● Directions for this task: Where a line holds the string "React", return that line.

● Rows from a dataset of pages and code:
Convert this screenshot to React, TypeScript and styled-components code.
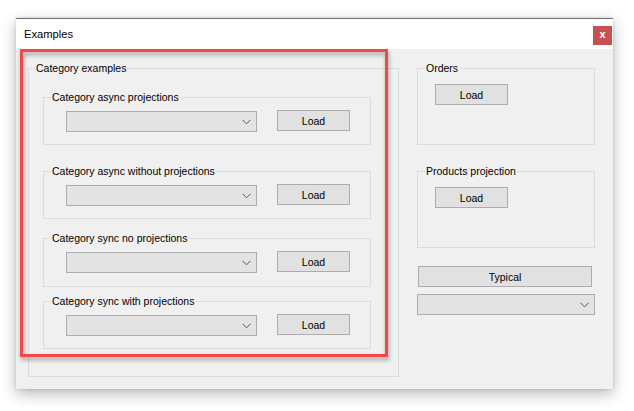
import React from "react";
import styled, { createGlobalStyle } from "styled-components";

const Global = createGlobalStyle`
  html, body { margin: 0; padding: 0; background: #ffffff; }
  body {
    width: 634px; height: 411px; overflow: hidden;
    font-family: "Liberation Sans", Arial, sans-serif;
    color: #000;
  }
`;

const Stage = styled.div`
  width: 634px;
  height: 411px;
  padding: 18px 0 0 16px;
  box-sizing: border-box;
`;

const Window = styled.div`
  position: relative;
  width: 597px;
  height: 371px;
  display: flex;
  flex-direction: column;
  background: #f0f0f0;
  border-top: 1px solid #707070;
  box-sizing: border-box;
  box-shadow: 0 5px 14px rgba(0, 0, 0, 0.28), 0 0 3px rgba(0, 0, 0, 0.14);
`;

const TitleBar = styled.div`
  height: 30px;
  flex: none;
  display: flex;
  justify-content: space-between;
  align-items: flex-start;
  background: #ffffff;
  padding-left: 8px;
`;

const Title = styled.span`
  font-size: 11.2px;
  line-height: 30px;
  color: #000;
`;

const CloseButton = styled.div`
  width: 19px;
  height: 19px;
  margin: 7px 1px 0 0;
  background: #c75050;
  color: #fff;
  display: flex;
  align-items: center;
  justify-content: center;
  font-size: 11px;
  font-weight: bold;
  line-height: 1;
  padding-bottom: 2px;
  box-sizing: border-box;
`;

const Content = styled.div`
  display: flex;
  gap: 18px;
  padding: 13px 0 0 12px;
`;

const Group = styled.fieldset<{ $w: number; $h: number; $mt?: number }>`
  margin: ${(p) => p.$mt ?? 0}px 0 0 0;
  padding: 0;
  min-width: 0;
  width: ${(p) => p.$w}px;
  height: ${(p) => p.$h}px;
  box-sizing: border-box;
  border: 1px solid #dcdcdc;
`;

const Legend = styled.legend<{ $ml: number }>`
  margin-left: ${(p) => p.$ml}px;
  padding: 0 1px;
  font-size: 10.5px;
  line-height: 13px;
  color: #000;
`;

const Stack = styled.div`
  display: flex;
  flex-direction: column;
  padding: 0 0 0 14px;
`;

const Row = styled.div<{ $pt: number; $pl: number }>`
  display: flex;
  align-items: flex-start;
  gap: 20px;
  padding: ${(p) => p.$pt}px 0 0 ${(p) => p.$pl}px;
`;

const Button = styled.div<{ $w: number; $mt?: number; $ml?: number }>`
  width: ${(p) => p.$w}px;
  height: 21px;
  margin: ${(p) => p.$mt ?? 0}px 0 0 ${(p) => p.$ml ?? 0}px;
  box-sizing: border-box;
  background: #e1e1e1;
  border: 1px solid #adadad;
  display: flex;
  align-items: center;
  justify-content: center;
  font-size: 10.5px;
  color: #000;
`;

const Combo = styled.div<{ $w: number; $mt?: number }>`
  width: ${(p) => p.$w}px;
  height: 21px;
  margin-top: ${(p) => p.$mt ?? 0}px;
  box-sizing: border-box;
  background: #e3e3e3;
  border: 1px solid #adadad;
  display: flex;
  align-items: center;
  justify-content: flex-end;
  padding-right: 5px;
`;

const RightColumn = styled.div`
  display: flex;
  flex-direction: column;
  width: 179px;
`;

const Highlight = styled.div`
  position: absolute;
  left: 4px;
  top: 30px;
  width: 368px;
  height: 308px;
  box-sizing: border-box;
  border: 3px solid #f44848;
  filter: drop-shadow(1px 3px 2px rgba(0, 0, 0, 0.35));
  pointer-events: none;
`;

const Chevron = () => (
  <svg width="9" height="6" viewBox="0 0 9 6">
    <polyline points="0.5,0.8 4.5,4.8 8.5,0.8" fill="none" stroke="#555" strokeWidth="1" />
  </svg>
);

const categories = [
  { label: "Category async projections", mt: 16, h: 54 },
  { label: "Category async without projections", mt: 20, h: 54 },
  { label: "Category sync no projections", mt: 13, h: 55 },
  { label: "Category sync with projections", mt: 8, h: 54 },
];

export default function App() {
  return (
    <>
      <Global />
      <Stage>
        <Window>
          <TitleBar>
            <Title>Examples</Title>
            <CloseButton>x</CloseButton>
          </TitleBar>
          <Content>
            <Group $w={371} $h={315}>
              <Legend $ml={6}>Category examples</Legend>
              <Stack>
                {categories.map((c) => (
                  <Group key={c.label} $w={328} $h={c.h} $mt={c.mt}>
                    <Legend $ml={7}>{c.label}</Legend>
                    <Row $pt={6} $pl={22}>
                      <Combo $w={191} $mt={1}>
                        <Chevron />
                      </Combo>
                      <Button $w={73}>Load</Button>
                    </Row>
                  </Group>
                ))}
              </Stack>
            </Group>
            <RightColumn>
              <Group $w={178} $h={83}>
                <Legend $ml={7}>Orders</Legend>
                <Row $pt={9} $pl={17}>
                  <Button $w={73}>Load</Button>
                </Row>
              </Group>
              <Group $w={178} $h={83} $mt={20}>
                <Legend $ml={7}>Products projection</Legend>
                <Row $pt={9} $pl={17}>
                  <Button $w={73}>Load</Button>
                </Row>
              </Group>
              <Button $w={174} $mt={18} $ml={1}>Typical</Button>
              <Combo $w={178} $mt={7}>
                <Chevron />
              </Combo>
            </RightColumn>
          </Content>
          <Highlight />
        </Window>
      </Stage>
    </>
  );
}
--
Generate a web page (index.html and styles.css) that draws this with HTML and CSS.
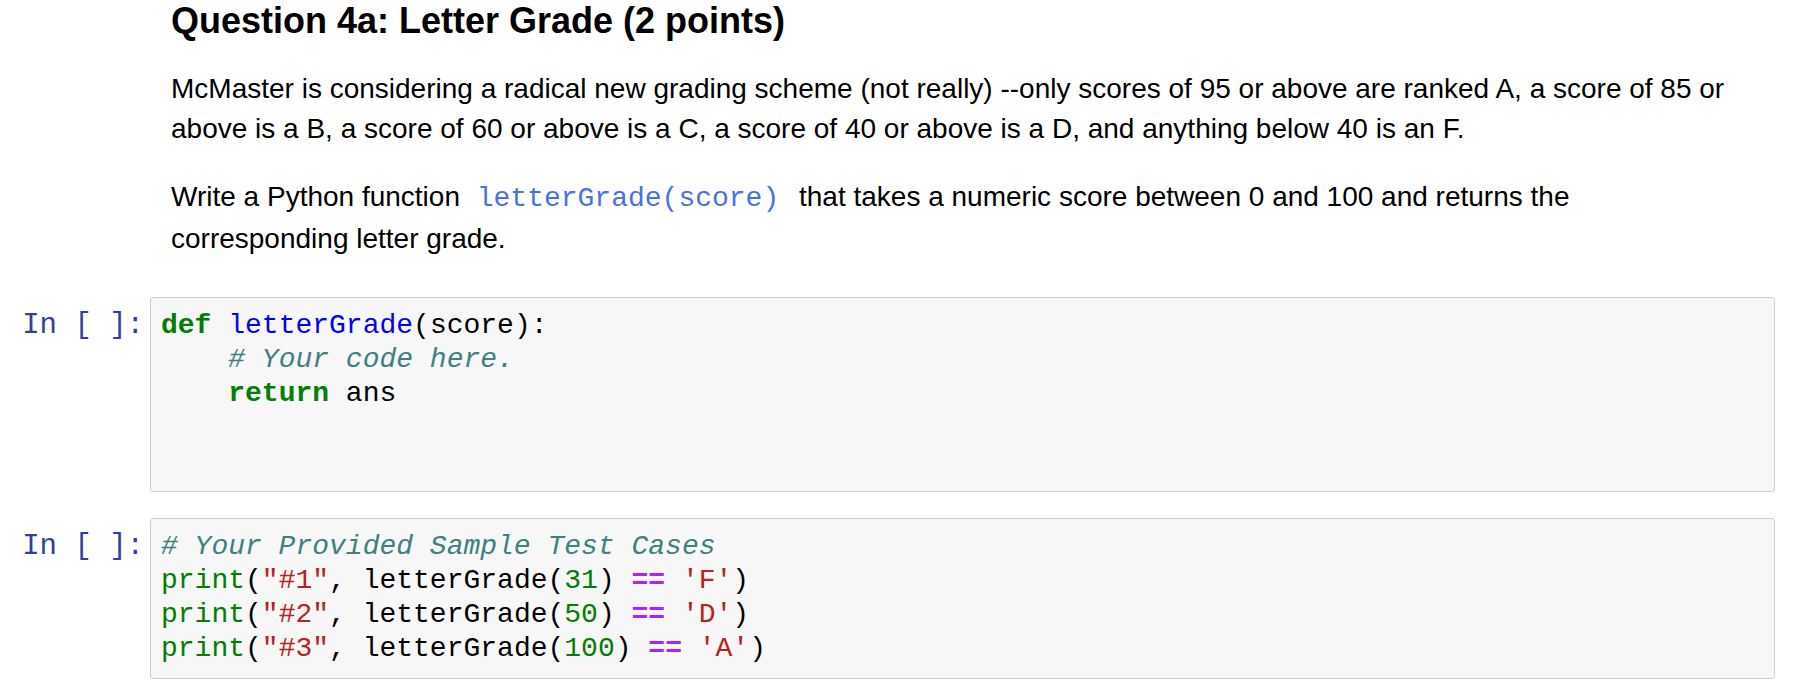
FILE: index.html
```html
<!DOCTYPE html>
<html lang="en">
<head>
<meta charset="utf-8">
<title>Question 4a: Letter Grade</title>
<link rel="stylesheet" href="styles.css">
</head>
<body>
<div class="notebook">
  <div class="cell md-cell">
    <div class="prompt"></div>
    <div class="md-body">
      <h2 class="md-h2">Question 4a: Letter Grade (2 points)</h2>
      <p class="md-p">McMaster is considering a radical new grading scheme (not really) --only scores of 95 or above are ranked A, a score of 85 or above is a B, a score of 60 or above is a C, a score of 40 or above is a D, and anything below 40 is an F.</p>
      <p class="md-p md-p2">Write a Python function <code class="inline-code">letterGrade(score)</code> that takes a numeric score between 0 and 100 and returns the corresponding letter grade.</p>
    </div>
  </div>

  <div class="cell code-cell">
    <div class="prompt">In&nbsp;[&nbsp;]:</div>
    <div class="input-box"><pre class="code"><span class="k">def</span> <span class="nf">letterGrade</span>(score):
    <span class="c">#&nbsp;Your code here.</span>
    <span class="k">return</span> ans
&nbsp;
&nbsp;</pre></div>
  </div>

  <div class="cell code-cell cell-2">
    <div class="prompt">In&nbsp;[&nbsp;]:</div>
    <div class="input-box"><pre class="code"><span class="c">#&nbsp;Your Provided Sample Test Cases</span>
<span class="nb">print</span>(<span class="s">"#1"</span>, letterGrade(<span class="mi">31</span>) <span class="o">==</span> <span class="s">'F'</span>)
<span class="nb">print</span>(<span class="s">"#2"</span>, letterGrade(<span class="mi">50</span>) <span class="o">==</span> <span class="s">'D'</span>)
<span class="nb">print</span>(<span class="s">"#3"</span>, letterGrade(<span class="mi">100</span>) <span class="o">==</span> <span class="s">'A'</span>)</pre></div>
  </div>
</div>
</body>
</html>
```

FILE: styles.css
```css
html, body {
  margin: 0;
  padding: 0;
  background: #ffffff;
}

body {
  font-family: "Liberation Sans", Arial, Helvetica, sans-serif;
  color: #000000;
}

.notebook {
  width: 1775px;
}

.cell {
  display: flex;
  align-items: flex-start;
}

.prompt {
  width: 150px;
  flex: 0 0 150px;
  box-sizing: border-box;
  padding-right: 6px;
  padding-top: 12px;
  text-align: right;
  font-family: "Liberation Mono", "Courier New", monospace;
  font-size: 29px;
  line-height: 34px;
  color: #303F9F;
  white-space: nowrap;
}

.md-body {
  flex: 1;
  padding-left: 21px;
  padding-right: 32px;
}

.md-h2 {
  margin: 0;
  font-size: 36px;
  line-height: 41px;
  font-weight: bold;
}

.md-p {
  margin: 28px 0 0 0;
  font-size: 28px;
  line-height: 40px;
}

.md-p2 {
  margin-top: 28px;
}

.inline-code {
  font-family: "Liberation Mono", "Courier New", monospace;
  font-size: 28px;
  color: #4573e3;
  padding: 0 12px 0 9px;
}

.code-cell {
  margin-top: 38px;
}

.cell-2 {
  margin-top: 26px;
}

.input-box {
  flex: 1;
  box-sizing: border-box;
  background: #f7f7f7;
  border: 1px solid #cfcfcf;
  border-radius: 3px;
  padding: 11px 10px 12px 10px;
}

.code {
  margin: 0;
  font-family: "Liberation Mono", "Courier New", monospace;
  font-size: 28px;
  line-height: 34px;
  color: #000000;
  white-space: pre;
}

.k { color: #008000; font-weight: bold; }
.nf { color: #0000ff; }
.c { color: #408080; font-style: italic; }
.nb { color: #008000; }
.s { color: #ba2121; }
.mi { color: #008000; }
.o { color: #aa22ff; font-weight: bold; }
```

● Output for this exercise:
Convert this screenshot to React, TypeScript and styled-components code.
import React from "react";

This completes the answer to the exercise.